Apple pie filling is usually runny because there was too little thickener, the slurry did not bubble long enough, or the apples released more juice than expected. The easiest fix is to simmer the filling a little longer, or add a small extra cornstarch slurry if needed.

Can I make apple pie filling without cornstarch?

You can make refrigerator or freezer apple filling without cornstarch, but the recipe will behave differently in pie. Arrowroot, tapioca starch, or flour can work in some cases, although each one thickens differently. If you are making shelf-stable canned filling, do not substitute casually; use a tested canning recipe.

Can I make low-sugar apple pie filling?

For a lower-sugar recipe, use naturally sweet apple varieties and keep enough thickener for the filling to hold in pie. Since a lower-sugar filling may be less syrupy, taste before cooling and adjust with lemon juice, salt, cinnamon, or vanilla as needed.

Can I can this apple pie filling?

Not this version. This cornstarch-thickened filling is for refrigerator or freezer storage only. For shelf-stable canning, use a tested canning formula with approved ingredients and processing instructions.

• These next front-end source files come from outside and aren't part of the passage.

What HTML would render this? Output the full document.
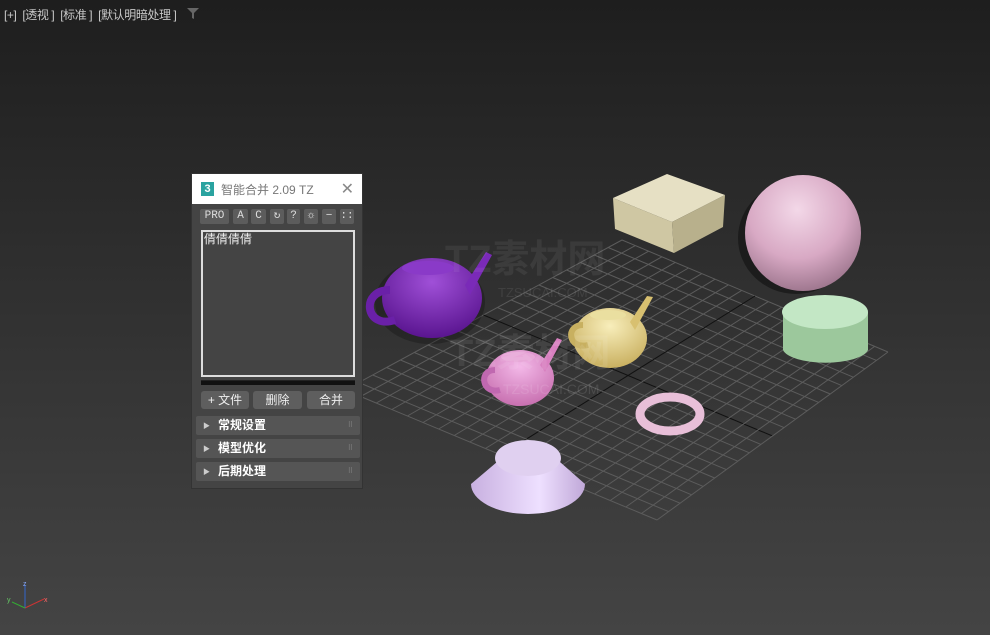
<!DOCTYPE html>
<html><head><meta charset="utf-8"><style>
body{margin:0;width:990px;height:635px;overflow:hidden;background:linear-gradient(#1e1e1e,#2c2c2c 35%,#444 100%);font-family:"Liberation Sans","Noto Sans CJK SC",sans-serif;position:relative}
.top{position:absolute;left:4px;top:6px;font-size:12px;color:#c8c8c8;white-space:pre;letter-spacing:-0.4px}
.panel{position:absolute;left:191px;top:173px;width:172px;height:316px;background:#444;border:1px solid #333;box-sizing:border-box}
.tt{height:30px;background:#fff;color:#777;font-size:12px;display:flex;align-items:center;position:relative}
.ic{width:13px;height:14px;background:#2aa3a0;color:#fff;font-size:11px;font-weight:bold;text-align:center;line-height:14px;margin:0 7px 0 9px}
.x{position:absolute;right:8px;top:5px;font-size:16px;color:#888}
.tb{position:absolute;top:35px;height:15px;background:#5c5c5c;border-radius:2px;color:#ddd;font-size:11px;text-align:center;line-height:15px;font-family:"Liberation Mono",monospace}
.list{position:absolute;left:9px;top:56px;width:154px;height:147px;border:2px solid #ddd;box-sizing:border-box;background:#444;color:#eee;font-size:12px;padding:0 1px;line-height:14px}
.bar{position:absolute;left:9px;top:206px;width:154px;height:4px;background:#111;border-top:1px solid #222}
.btn{position:absolute;top:217px;height:18px;background:#5e5e5e;border-radius:3px;color:#eee;font-size:12px;text-align:center;line-height:18px}
.sec{position:absolute;left:4px;width:164px;height:19px;background:#555;border-radius:2px;color:#fff;font-weight:bold;font-size:12px;line-height:19px}
.sec i{font-style:normal;font-size:7px;color:#ccc;margin:0 8px 0 7px;vertical-align:1px}
.sec b{position:absolute;right:7px;color:#888;font-size:7px;font-weight:normal}
</style></head><body>
<div class="top">[+]  [透视 ]  [标准 ]  [默认明暗处理 ]</div>
<svg style="position:absolute;left:187px;top:8px" width="12" height="11"><path d="M0 0H12L7 5V11L5 10V5Z" fill="#666"/></svg>
<svg width="990" height="635" style="position:absolute;left:0;top:0">
<defs>
<radialGradient id="sp" cx=".45" cy=".3" r=".7"><stop offset="0" stop-color="#f3d8e8"/><stop offset=".6" stop-color="#d8a9c4"/><stop offset="1" stop-color="#a07890"/></radialGradient>
<radialGradient id="pu" cx=".5" cy=".3" r=".7"><stop offset="0" stop-color="#a050d8"/><stop offset="1" stop-color="#5a1590"/></radialGradient>
<radialGradient id="ye" cx=".5" cy=".3" r=".7"><stop offset="0" stop-color="#f8eebb"/><stop offset="1" stop-color="#c9b060"/></radialGradient>
<radialGradient id="pk" cx=".5" cy=".3" r=".7"><stop offset="0" stop-color="#f3b8e8"/><stop offset="1" stop-color="#c870b0"/></radialGradient>
<linearGradient id="cn" x1="0" x2="1"><stop offset="0" stop-color="#c8b0e0"/><stop offset=".6" stop-color="#eee0ff"/><stop offset="1" stop-color="#c0a8d8"/></linearGradient>
</defs>
<g stroke="#5c5c5c" stroke-width="1" fill="none" id="grid"></g>
<polygon points="613,198 667,174 725,195 672,222" fill="#e6e0c4"/>
<polygon points="613,198 672,222 674,253 615,229" fill="#cfc7a3"/>
<polygon points="672,222 725,195 723,227 674,253" fill="#b8b08c"/>
<ellipse cx="796" cy="238" rx="58" ry="56" fill="#111" opacity=".6"/>
<circle cx="803" cy="233" r="58" fill="url(#sp)"/>
<path d="M783 312V350A43 15 0 0 0 868 350V312Z" fill="#9cc89c"/>
<ellipse cx="825" cy="312" rx="43" ry="17" fill="#c3e7c5"/>
<ellipse cx="430" cy="302" rx="55" ry="42" fill="#111" opacity=".35"/>
<ellipse cx="432" cy="298" rx="50" ry="40" fill="url(#pu)"/>
<path d="M470 295L492 255L486 252L465 285Z" fill="#7a2ab8"/>
<path d="M390 290C360 290 365 330 395 320" stroke="#6a20a8" stroke-width="8" fill="none"/>
<ellipse cx="428" cy="268" rx="26" ry="7" fill="#8a3ac8"/>
<ellipse cx="610" cy="338" rx="37" ry="30" fill="url(#ye)"/>
<path d="M635 330L653 297L647 296L630 322Z" fill="#d8c070"/>
<path d="M583 325C565 325 568 350 588 345" stroke="#c8b060" stroke-width="6" fill="none"/>
<ellipse cx="608" cy="315" rx="18" ry="5" fill="#eadfa0"/>
<ellipse cx="520" cy="378" rx="34" ry="28" fill="url(#pk)"/>
<path d="M545 372L562 340L557 338L540 365Z" fill="#d880c0"/>
<path d="M495 370C478 370 482 395 500 390" stroke="#c068b0" stroke-width="6" fill="none"/>
<ellipse cx="518" cy="357" rx="17" ry="5" fill="#e8a8d8"/>
<ellipse cx="670" cy="414" rx="30" ry="17" fill="none" stroke="#e8bfd8" stroke-width="9"/>
<path d="M497 462L471 484A57 30 0 0 0 585 484L560 462Z" fill="url(#cn)"/>
<ellipse cx="528" cy="458" rx="33" ry="18" fill="#e0d0f0"/>
<text x="445" y="272" font-size="38" font-weight="bold" fill="#fff" opacity=".06" font-family="Liberation Sans,Noto Sans CJK SC,sans-serif">TZ素材网</text>
<text x="450" y="366" font-size="38" font-weight="bold" fill="#fff" opacity=".08" font-family="Liberation Sans,Noto Sans CJK SC,sans-serif">TZ素材网</text>
<text x="498" y="297" font-size="13" fill="#fff" opacity=".08">TZSUCAI.COM</text>
<text x="503" y="394" font-size="14" fill="#fff" opacity=".1">TZSUCAI.COM</text>
<path d="M25 608L44 599" stroke="#c33"/>
<path d="M25 608V585" stroke="#36c"/><path d="M25 608L12 602" stroke="#3a3"/>
<text x="23" y="586" font-size="7" fill="#8af">z</text><text x="44" y="602" font-size="7" fill="#f66">x</text><text x="7" y="602" font-size="7" fill="#6c6">y</text>
</svg>
<script>
var g=document.getElementById('grid');
var T=[622,240],R=[888,352],B=[657,520],L=[345,390],s='';
function lp(a,b,t){return[a[0]+(b[0]-a[0])*t,a[1]+(b[1]-a[1])*t]}
for(var i=0;i<=20;i++){var t=i/20;var a=lp(T,R,t),b=lp(L,B,t),c=lp(T,L,t),d=lp(R,B,t);
var w=(i==10)?' stroke="#111"':'';
s+='<line x1="'+a[0]+'" y1="'+a[1]+'" x2="'+b[0]+'" y2="'+b[1]+'"'+w+'/>';
s+='<line x1="'+c[0]+'" y1="'+c[1]+'" x2="'+d[0]+'" y2="'+d[1]+'"'+w+'/>';}
g.innerHTML=s;
</script>
<div class="panel">
<div class="tt"><span class="ic">3</span>智能合并 2.09 TZ<span class="x">✕</span></div>
<div class="tb" style="left:8px;width:29px">PRO</div>
<div class="tb" style="left:41px;width:15px">A</div>
<div class="tb" style="left:59px;width:15px">C</div>
<div class="tb" style="left:78px;width:14px">↻</div>
<div class="tb" style="left:95px;width:13px">?</div>
<div class="tb" style="left:112px;width:14px">☼</div>
<div class="tb" style="left:130px;width:14px">−</div>
<div class="tb" style="left:148px;width:14px">::</div>
<div class="list">倩倩倩倩</div>
<div class="bar"></div>
<div class="btn" style="left:9px;width:48px">+ 文件</div>
<div class="btn" style="left:61px;width:49px">删除</div>
<div class="btn" style="left:115px;width:48px">合并</div>
<div class="sec" style="top:242px"><i>▶</i>常规设置<b>⠿</b></div>
<div class="sec" style="top:265px"><i>▶</i>模型优化<b>⠿</b></div>
<div class="sec" style="top:288px"><i>▶</i>后期处理<b>⠿</b></div>
</div>
</body></html>
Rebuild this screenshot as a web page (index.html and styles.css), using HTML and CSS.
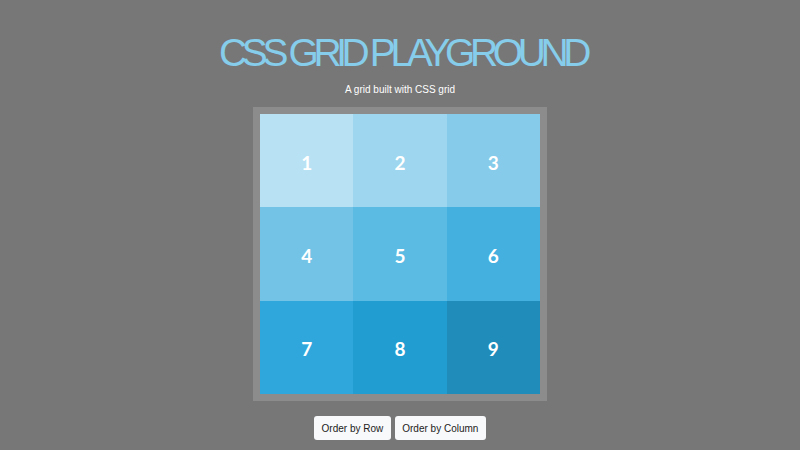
FILE: index.html
```html
<!DOCTYPE html>
<html>
<head>
<meta charset="utf-8">
<link rel="stylesheet" href="styles.css">
</head>
<body>
<div class="page">
  <h1 class="title">CSS GRID PLAYGROUND</h1>
  <p class="subtitle">A grid built with CSS grid</p>
  <div class="frame">
    <div class="grid">
      <div class="cell c1">1</div>
      <div class="cell c2">2</div>
      <div class="cell c3">3</div>
      <div class="cell c4">4</div>
      <div class="cell c5">5</div>
      <div class="cell c6">6</div>
      <div class="cell c7">7</div>
      <div class="cell c8">8</div>
      <div class="cell c9">9</div>
    </div>
  </div>
  <div class="buttons">
    <button class="btn">Order by Row</button>
    <button class="btn">Order by Column</button>
  </div>
</div>
</body>
</html>
```
FILE: styles.css
```css
html, body {
  margin: 0;
  padding: 0;
  background: #777777;
  font-family: "Liberation Sans", Arial, sans-serif;
}
.page {
  width: 800px;
  height: 450px;
  display: flex;
  flex-direction: column;
  align-items: center;
  overflow: hidden;
}
.title {
  margin: 32px 0 0 0;
  padding-left: 5px;
  font-size: 39px;
  font-weight: normal;
  letter-spacing: -5.4px;
  line-height: 42px;
  color: #86cdeb;
}
.subtitle {
  margin: 10px 0 0 0;
  font-size: 10px;
  line-height: 12px;
  color: #ffffff;
}
.frame {
  margin-top: 11px;
  padding: 7px;
  background: #8c8c8c;
}
.grid {
  width: 280px;
  height: 280px;
  display: grid;
  grid-template-columns: repeat(3, 1fr);
  grid-template-rows: repeat(3, 1fr);
}
.cell {
  display: flex;
  align-items: center;
  justify-content: center;
  padding-top: 3px;
  color: #ffffff;
  font-family: Lato, "Open Sans", sans-serif;
  font-weight: 700;
  font-size: 19px;
}
.c1 { background: #b8e2f4; }
.c2 { background: #9dd6ee; }
.c3 { background: #86cbe9; }
.c4 { background: #72c3e6; }
.c5 { background: #5bbbe3; }
.c6 { background: #43b0df; }
.c7 { background: #2fa7dc; }
.c8 { background: #229dd2; }
.c9 { background: #1f8cba; }
.buttons {
  margin-top: 15px;
  display: flex;
  gap: 4px;
}
.btn {
  height: 24px;
  padding: 0 7.5px;
  border: none;
  border-radius: 3px;
  background: #f8f9fa;
  color: #222222;
  font-family: "Liberation Sans", Arial, sans-serif;
  font-size: 10px;
}
```
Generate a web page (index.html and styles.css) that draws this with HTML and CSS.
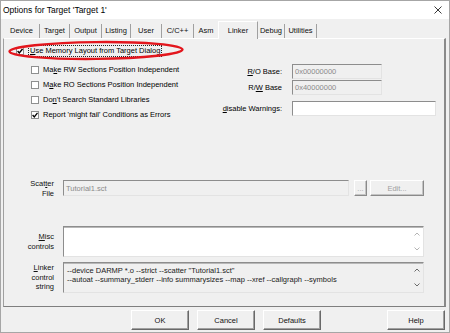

What can I make with apple pie filling?

You can use apple pie filling in apple pie, apple crisp, apple crumble, hand pies, turnovers, mini pies, cinnamon roll bakes, dump cakes, pancakes, waffles, oatmeal, yogurt bowls, cheesecake topping, or ice cream topping.

Warm apple pie slice served with a bowl of homemade apple pie filling and a spoon.
Extra filling is useful beyond pie: reheat it over low heat for 3–5 minutes and serve about 1/2 cup over pancakes, waffles, oatmeal, yogurt, or ice cream.